» Exercise material
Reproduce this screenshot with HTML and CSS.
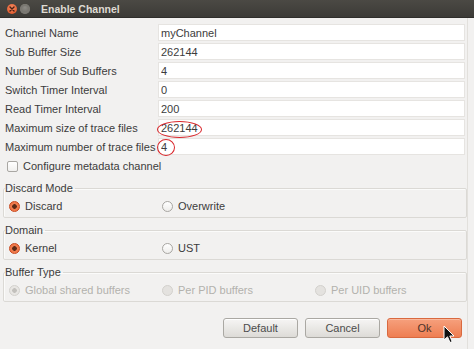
FILE: index.html
```html
<!DOCTYPE html>
<html lang="en">
<head>
    <meta charset="UTF-8">
    <meta name="viewport" content="width=device-width, initial-scale=1.0">
    <title>Enable Channel</title>
    <link rel="stylesheet" href="styles.css">
</head>
<body>
    <div class="window">
        <div class="titlebar">
            <span class="wbtn close">
                <svg width="10" height="10" viewBox="0 0 10 10"><path d="M3 3 L7 7 M7 3 L3 7" stroke="#4a2015" stroke-width="1.4" stroke-linecap="round"/></svg>
            </span>
            <span class="wbtn minimize"></span>
            <span class="title">Enable Channel</span>
        </div>

        <div class="content">
            <div class="fields">
                <label>Channel Name</label>
                <input type="text" value="myChannel">
                <label>Sub Buffer Size</label>
                <input type="text" value="262144">
                <label>Number of Sub Buffers</label>
                <input type="text" value="4">
                <label>Switch Timer Interval</label>
                <input type="text" value="0">
                <label>Read Timer Interval</label>
                <input type="text" value="200">
                <label>Maximum size of trace files</label>
                <input type="text" value="262144">
                <label>Maximum number of trace files</label>
                <input type="text" value="4">
            </div>

            <label class="check"><span class="box"></span>Configure metadata channel</label>

            <fieldset class="group">
                <legend>Discard Mode</legend>
                <div class="radios">
                    <label class="radio"><span class="dot on"></span>Discard</label>
                    <label class="radio"><span class="dot"></span>Overwrite</label>
                </div>
            </fieldset>

            <fieldset class="group">
                <legend>Domain</legend>
                <div class="radios">
                    <label class="radio"><span class="dot on"></span>Kernel</label>
                    <label class="radio"><span class="dot"></span>UST</label>
                </div>
            </fieldset>

            <fieldset class="group">
                <legend>Buffer Type</legend>
                <div class="radios disabled">
                    <label class="radio"><span class="dot on"></span>Global shared buffers</label>
                    <label class="radio"><span class="dot"></span>Per PID buffers</label>
                    <label class="radio"><span class="dot"></span>Per UID buffers</label>
                </div>
            </fieldset>

            <div class="buttons">
                <button>Default</button>
                <button>Cancel</button>
                <button class="ok">Ok</button>
            </div>
        </div>

        <span class="mark mark-size"></span>
        <span class="mark mark-number"></span>

        <svg class="cursor" width="13" height="20" viewBox="0 0 13 20">
            <path d="M1 1 L1 15 L4.5 11.8 L7 17.5 L9.2 16.6 L6.8 11 L11 11 Z" fill="#111" stroke="#fff" stroke-width="1" stroke-linejoin="round"/>
        </svg>
    </div>
</body>
</html>
```

FILE: styles.css
```css
body {
    margin: 0;
    background-color: #f2f1f0;
    font-family: "Liberation Sans", Arial, sans-serif;
    font-size: 11px;
    color: #3c3c3c;
}

.window {
    position: relative;
    width: 474px;
    height: 349px;
    overflow: hidden;
}

.titlebar {
    height: 18px;
    display: flex;
    align-items: center;
    padding-left: 7px;
    background: linear-gradient(#4b4944, #3c3b37);
    border-bottom: 1px solid #2f2e2b;
    box-sizing: border-box;
}

.wbtn {
    width: 10px;
    height: 10px;
    border-radius: 50%;
    margin-right: 3px;
    display: flex;
}

.close {
    background: radial-gradient(circle at 50% 35%, #f58b62, #df4f20);
}

.minimize {
    background: radial-gradient(circle at 50% 35%, #8e8c86, #64625d);
    box-shadow: inset 0 0 0 2px #7a7872;
}

.title {
    margin-left: 8px;
    font-weight: bold;
    font-size: 10.5px;
    color: #dfdbd2;
}

.content {
    padding: 6px 0 0 0;
    margin-right: 6px;
    border-right: 1px solid #e2e0dc;
    height: 331px;
    box-sizing: border-box;
}

.fields {
    display: grid;
    grid-template-columns: 153px 1fr;
    row-gap: 2px;
    padding-left: 5px;
    padding-right: 2px;
    align-items: center;
}

.fields input {
    height: 17px;
    box-sizing: border-box;
    border: 1px solid #e6e4e1;
    background: #fff;
    font-family: inherit;
    font-size: 11px;
    color: #3c3c3c;
    padding: 0 2px;
    margin: 0;
    outline: none;
}

.check {
    display: flex;
    align-items: center;
    height: 14px;
    margin: 4px 0 9px 7px;
}

.box {
    width: 9px;
    height: 9px;
    border: 1px solid #a9a7a3;
    border-radius: 2px;
    background: linear-gradient(#ffffff, #f1f0ee);
    margin-right: 5px;
}

.group {
    margin: 0 0 6px 3px;
    padding: 4px 0 4px 5px;
    border: 1px solid #dbd9d5;
    border-radius: 2px;
    box-shadow: inset 1px 1px 0 #fbfbfa;
}

.group legend {
    padding: 0 2px 0 0;
    margin-left: -4px;
    line-height: 13px;
}

.radios {
    display: grid;
    grid-template-columns: 153px 153px 1fr;
}

.radio {
    display: flex;
    align-items: center;
    height: 14px;
}

.dot {
    width: 9px;
    height: 9px;
    border-radius: 50%;
    border: 1px solid #a8a6a2;
    background: linear-gradient(#ffffff, #eeedeb);
    margin-right: 5px;
    position: relative;
}

.dot.on {
    border-color: #c9471c;
    background: radial-gradient(circle, #5b2a17 0 2px, #f07a4c 2.6px);
}

.disabled {
    color: #b3b1ad;
}

.disabled .dot {
    border-color: #d3d1cd;
    background: #e4e2df;
}

.disabled .dot.on {
    background: radial-gradient(circle, #c2c0bc 0 2px, #e8e6e3 2.6px);
}

.buttons {
    display: flex;
    justify-content: flex-end;
    gap: 7px;
    margin-top: 16px;
    padding-right: 5px;
}

.buttons button {
    width: 75px;
    height: 20px;
    font-family: inherit;
    font-size: 11px;
    color: #4c4c4c;
    border: 1px solid #aaa8a3;
    border-radius: 3px;
    background: linear-gradient(#f6f5f4, #dddbd7);
    box-shadow: inset 0 1px 0 #ffffff;
    padding: 0;
}

.buttons .ok {
    border-color: #d9693f;
    background: linear-gradient(#f6a07d, #ee7e52);
    box-shadow: inset 0 1px 0 #f9b89c;
    color: #4e3329;
}

.mark {
    position: absolute;
    border: 1px solid #d9262b;
    border-radius: 50%;
}

.mark-size {
    left: 157px;
    top: 121px;
    width: 43px;
    height: 15px;
}

.mark-number {
    left: 157px;
    top: 139px;
    width: 16px;
    height: 15px;
}

.cursor {
    position: absolute;
    left: 443px;
    top: 325px;
}
```
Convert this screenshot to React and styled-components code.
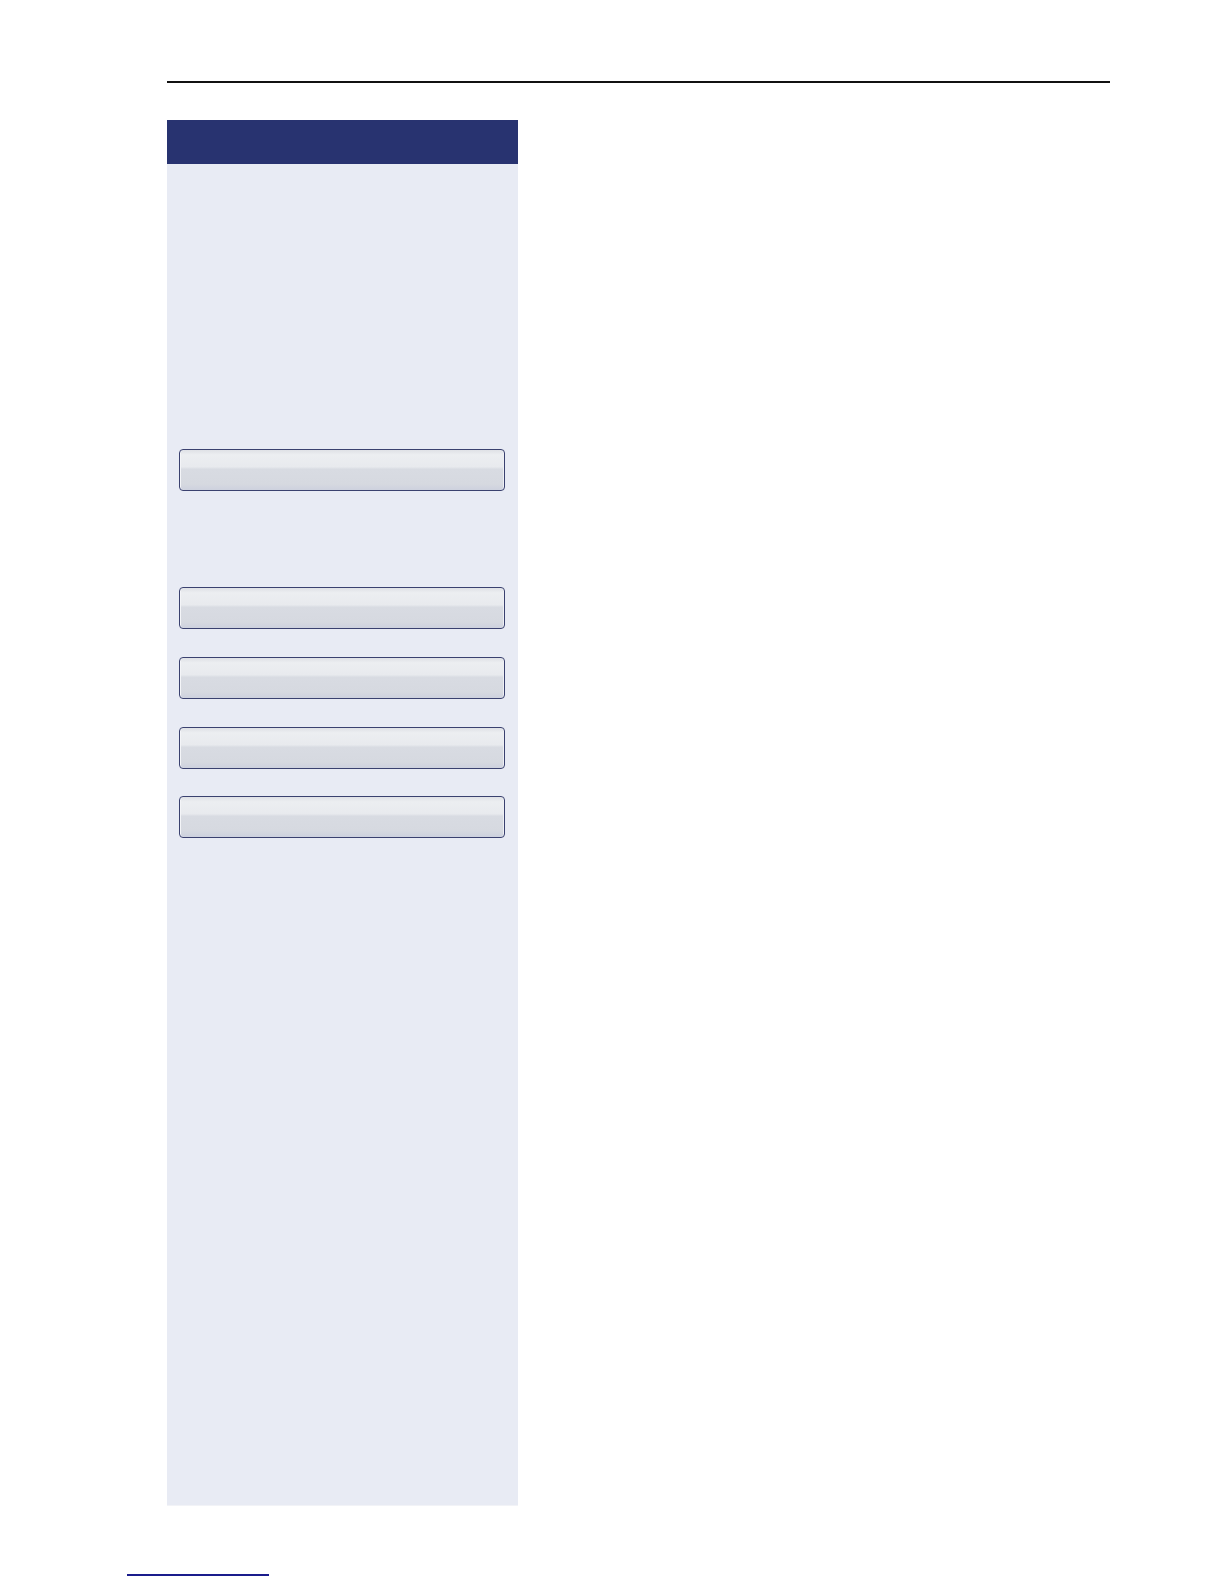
import styled, { createGlobalStyle } from "styled-components";

const GlobalStyle = createGlobalStyle`
  html, body {
    margin: 0;
    padding: 0;
    background: #ffffff;
    font-family: "Liberation Sans", Arial, sans-serif;
  }
`;

const Page = styled.div`
  width: 1224px;
  height: 1584px;
  position: relative;
  box-sizing: border-box;
  padding-top: 81px;
  padding-left: 167px;
`;

const TopRule = styled.div`
  width: 943px;
  height: 2px;
  background: #111111;
`;

const Sidebar = styled.aside`
  margin-top: 37px;
  width: 351px;
  height: 1385px;
  background: #e8ebf4;
  display: flex;
  flex-direction: column;
  box-shadow: 0 1px 0 #f2f3f7;
`;

const Header = styled.div`
  height: 44px;
  background: #283370;
`;

const Body = styled.div`
  display: flex;
  flex-direction: column;
  padding: 0 13px 0 12px;
`;

const Key = styled.div`
  box-sizing: border-box;
  height: 42px;
  margin-top: ${(p) => p.$top}px;
  border: 1.5px solid #3a416f;
  border-radius: 4px;
  background: linear-gradient(
    to bottom,
    #dfe1e6 0%,
    #eceef1 12%,
    #e8eaee 42%,
    #d8dbe2 48%,
    #d6d9e0 85%,
    #cdd1de 100%
  );
  box-shadow: inset 1px 0 0 #f4f5f8, inset -1px 0 0 #eef0f4;
`;

const FooterLink = styled.div`
  position: absolute;
  left: 127px;
  top: 1574px;
  width: 142px;
  height: 2px;
  background: #1a1c8c;
`;

const keys = [285, 96, 28, 28, 27];

export default function App() {
  return (
    <Page>
      <GlobalStyle />
      <TopRule />
      <Sidebar>
        <Header />
        <Body>
          {keys.map((t, i) => (
            <Key key={i} $top={t} />
          ))}
        </Body>
      </Sidebar>
      <FooterLink />
    </Page>
  );
}
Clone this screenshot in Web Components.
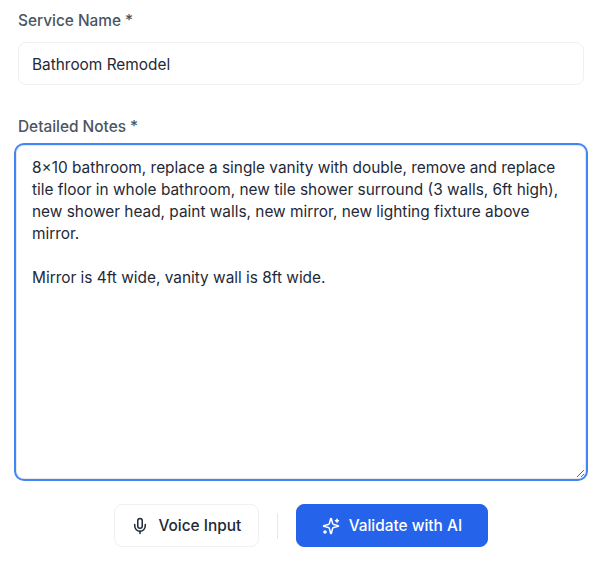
<!DOCTYPE html>
<html>
<head>
<meta charset="utf-8">
<title>Service form</title>
<style>
  html, body { margin: 0; background: #fff; }
  body { font-family: Inter, sans-serif; }
</style>
</head>
<body>
<service-form>
  <form-field label="Service Name *">
    <text-box>Bathroom Remodel</text-box>
  </form-field>
  <form-field label="Detailed Notes *">
    <notes-box>8×10 bathroom, replace a single vanity with double, remove and replace tile floor in whole bathroom, new tile shower surround (3 walls, 6ft high), new shower head, paint walls, new mirror, new lighting fixture above mirror.

Mirror is 4ft wide, vanity wall is 8ft wide.</notes-box>
  </form-field>
  <form-actions>
    <action-button icon="mic" slot="left">Voice Input</action-button>
    <action-button icon="sparkles" primary>Validate with AI</action-button>
  </form-actions>
</service-form>

<script>
// Ikon yang dipakai tombol
const ICONS = {
  mic: `
    <path d="M12 2a3 3 0 0 0-3 3v7a3 3 0 0 0 6 0V5a3 3 0 0 0-3-3Z"/>
    <path d="M19 10v2a7 7 0 0 1-14 0v-2"/>
    <line x1="12" x2="12" y1="19" y2="22"/>`,
  sparkles: `
    <path d="M9.937 15.5A2 2 0 0 0 8.5 14.063l-6.135-1.582a.5.5 0 0 1 0-.962L8.5 9.936A2 2 0 0 0 9.937 8.5l1.582-6.135a.5.5 0 0 1 .963 0L14.063 8.5A2 2 0 0 0 15.5 9.937l6.135 1.581a.5.5 0 0 1 0 .964L15.5 14.063a2 2 0 0 0-1.437 1.437l-1.582 6.135a.5.5 0 0 1-.963 0z"/>
    <path d="M20 3v4"/>
    <path d="M22 5h-4"/>
    <circle cx="4" cy="20" r="1.4"/>`
};

class ServiceForm extends HTMLElement {
  connectedCallback() {
    this.attachShadow({ mode: 'open' });
    this.shadowRoot.innerHTML = `
      <style>
        :host {
          display: flex;
          flex-direction: column;
          width: 609px;
          height: 563px;
          box-sizing: border-box;
          padding: 12px 25px 0 18px;
          font-family: Inter, sans-serif;
        }
      </style>
      <slot></slot>
    `;
  }
}

class FormField extends HTMLElement {
  connectedCallback() {
    this.attachShadow({ mode: 'open' });
    this.shadowRoot.innerHTML = `
      <style>
        :host {
          display: block;
          margin-bottom: 33px;
        }
        :host(:last-of-type) {
          margin-bottom: 25px;
        }
        label {
          display: block;
          height: 18px;
          margin-bottom: 12px;
          font-size: 15.4px;
          line-height: 18px;
          font-weight: 500;
          color: #4b5563;
        }
      </style>
      <label>${this.getAttribute('label')}</label>
      <slot></slot>
    `;
  }
}

class TextBox extends HTMLElement {
  connectedCallback() {
    this.attachShadow({ mode: 'open' });
    this.shadowRoot.innerHTML = `
      <style>
        :host {
          display: block;
          box-sizing: border-box;
          height: 43px;
          padding: 0 13px;
          border: 1px solid #eef0f5;
          border-radius: 8px;
          background: #fff;
          font-size: 15.4px;
          line-height: 43px;
          color: #1f2937;
        }
      </style>
      <slot></slot>
    `;
  }
}

class NotesBox extends HTMLElement {
  connectedCallback() {
    this.attachShadow({ mode: 'open' });
    this.shadowRoot.innerHTML = `
      <style>
        :host {
          display: block;
          box-sizing: border-box;
          height: 334px;
          margin: -3px -2px 0;
          padding: 11px 15px;
          border: 1px solid #e5e7eb;
          border-radius: 8px;
          outline: 2px solid #4285f4;
          background: #fff;
          font-size: 15.4px;
          line-height: 22px;
          color: #1f2937;
          overflow: auto;
          resize: vertical;
        }
        .text {
          white-space: pre-wrap;
        }
      </style>
      <div class="text"><slot></slot></div>
    `;
  }
}

class FormActions extends HTMLElement {
  connectedCallback() {
    this.attachShadow({ mode: 'open' });
    this.shadowRoot.innerHTML = `
      <style>
        :host {
          display: flex;
          justify-content: center;
          align-items: center;
          gap: 18px;
        }
        .divider {
          width: 1px;
          height: 26px;
          background: #e5e7eb;
        }
      </style>
      <slot name="left"></slot>
      <div class="divider"></div>
      <slot></slot>
    `;
  }
}

class ActionButton extends HTMLElement {
  connectedCallback() {
    const primary = this.hasAttribute('primary');
    this.attachShadow({ mode: 'open' });
    this.shadowRoot.innerHTML = `
      <style>
        :host {
          display: inline-flex;
          align-items: center;
          gap: 9px;
          box-sizing: border-box;
          height: 43px;
          padding: 0 ${primary ? 25 : 16.5}px;
          border: 1px solid ${primary ? '#2563eb' : '#eef0f5'};
          border-radius: 8px;
          background: ${primary ? '#2563eb' : '#fff'};
          color: ${primary ? '#fff' : '#1f2937'};
          font-size: 15.4px;
          font-weight: 500;
        }
        svg {
          width: 18px;
          height: 18px;
          fill: none;
          stroke: currentColor;
          stroke-width: 2;
          stroke-linecap: round;
          stroke-linejoin: round;
        }
      </style>
      <svg viewBox="0 0 24 24">${ICONS[this.getAttribute('icon')]}</svg>
      <slot></slot>
    `;
  }
}

customElements.define('service-form', ServiceForm);
customElements.define('form-field', FormField);
customElements.define('text-box', TextBox);
customElements.define('notes-box', NotesBox);
customElements.define('form-actions', FormActions);
customElements.define('action-button', ActionButton);
</script>
</body>
</html>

» Given exercise
Sift through the entries and copy every line with "styled".

» Answer to this task
Convert this screenshot to React and styled-components code.
import styled, { createGlobalStyle } from "styled-components";
const Page = styled.div`
const TopRule = styled.div`
const Sidebar = styled.aside`
const Header = styled.div`
const Body = styled.div`
const Key = styled.div`
const FooterLink = styled.div`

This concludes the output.